A bail bond is exonerated when the court officially discharges the financial obligation behind it. This happens when the case reaches its conclusion, whether that means a guilty verdict, an acquittal, a plea deal, or dismissed charges. As long as the defendant appeared at every required hearing, the bond’s purpose has been served and the court releases it.
Exoneration matters most for collateral. Once the bond is officially discharged, any liens on property get removed and pledged assets are returned. The timeline for actually getting collateral back varies. The legal release can happen relatively quickly after the case ends, but administrative processing at the bail bond agency may take additional time, particularly when real estate liens need to be formally cleared. The bond fee itself remains non-refundable even after exoneration.
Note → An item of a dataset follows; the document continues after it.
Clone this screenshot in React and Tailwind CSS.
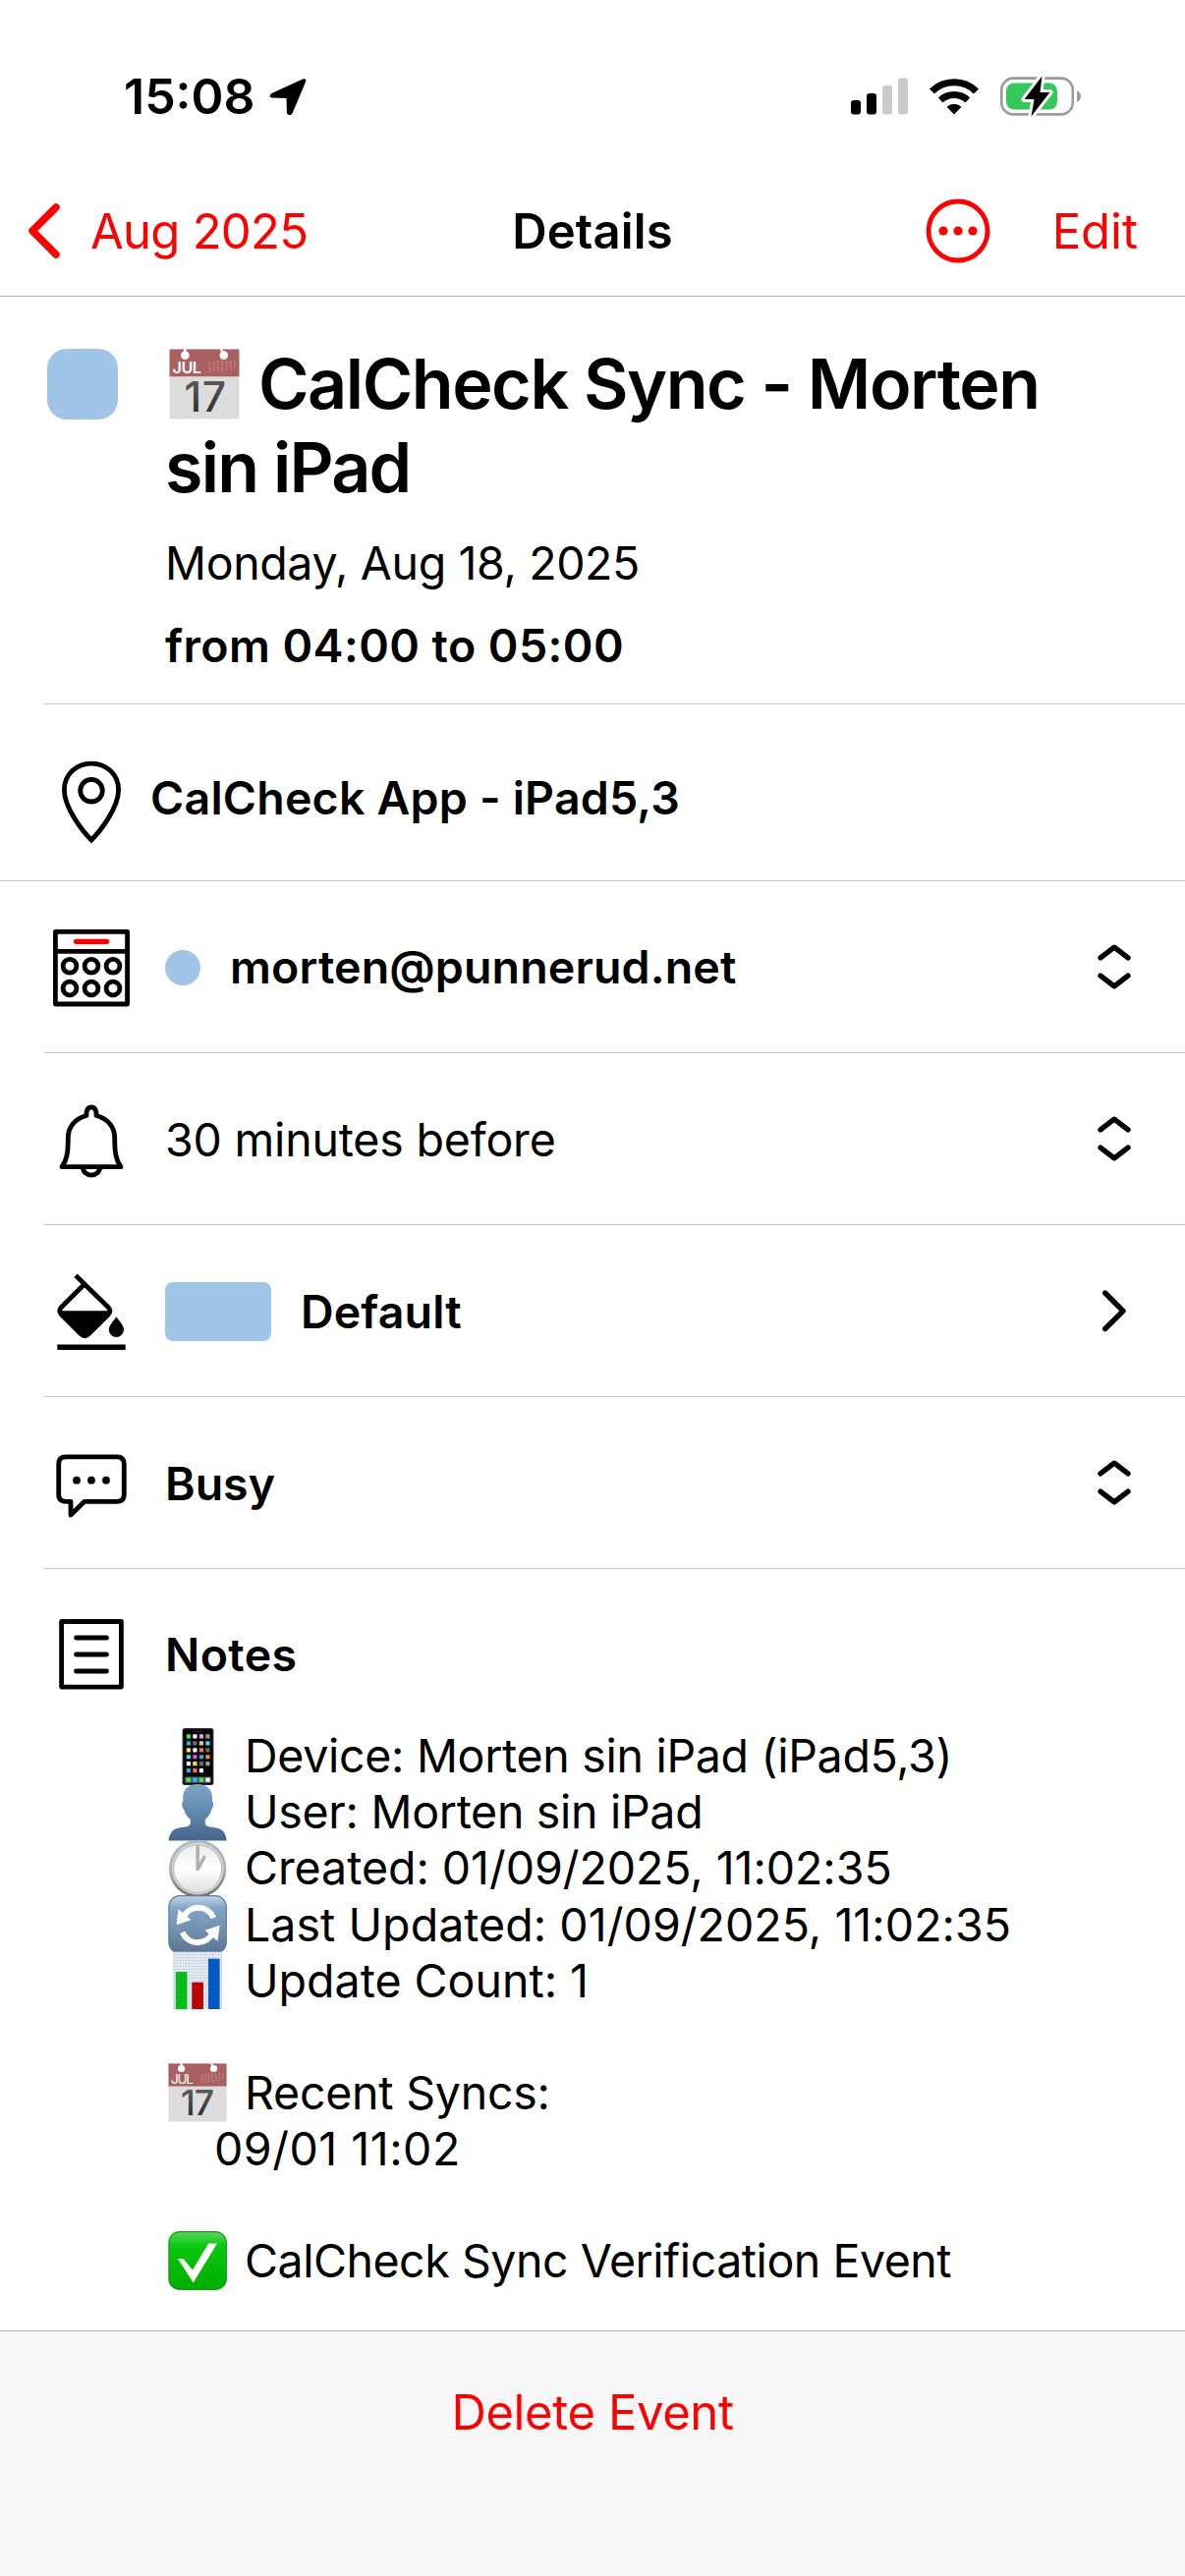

Not every state allows commercial bail bondsmen to operate. Roughly eight states and Washington, D.C., have either abolished or significantly restricted the commercial bail bond industry. In those jurisdictions, defendants who can’t afford cash bail may use deposit bail systems where they pay a percentage directly to the court, rely on pretrial services programs, or petition for release on their own recognizance. If you’re in one of these states, the credit card question becomes moot for bail bonds, though you may still be able to pay cash bail to the court by card depending on that court’s accepted payment methods.
For federal cases, bail works differently regardless of which state you’re in. Federal courts follow 18 U.S.C. § 3142, which gives judges broad discretion to set conditions of release based on factors like the nature of the offense, the defendant’s criminal history, community ties, and the danger they might pose if released. Federal magistrates can require property bonds, cash deposits, or third-party custodians, but the commercial bail bond industry plays a much smaller role in the federal system than in state courts.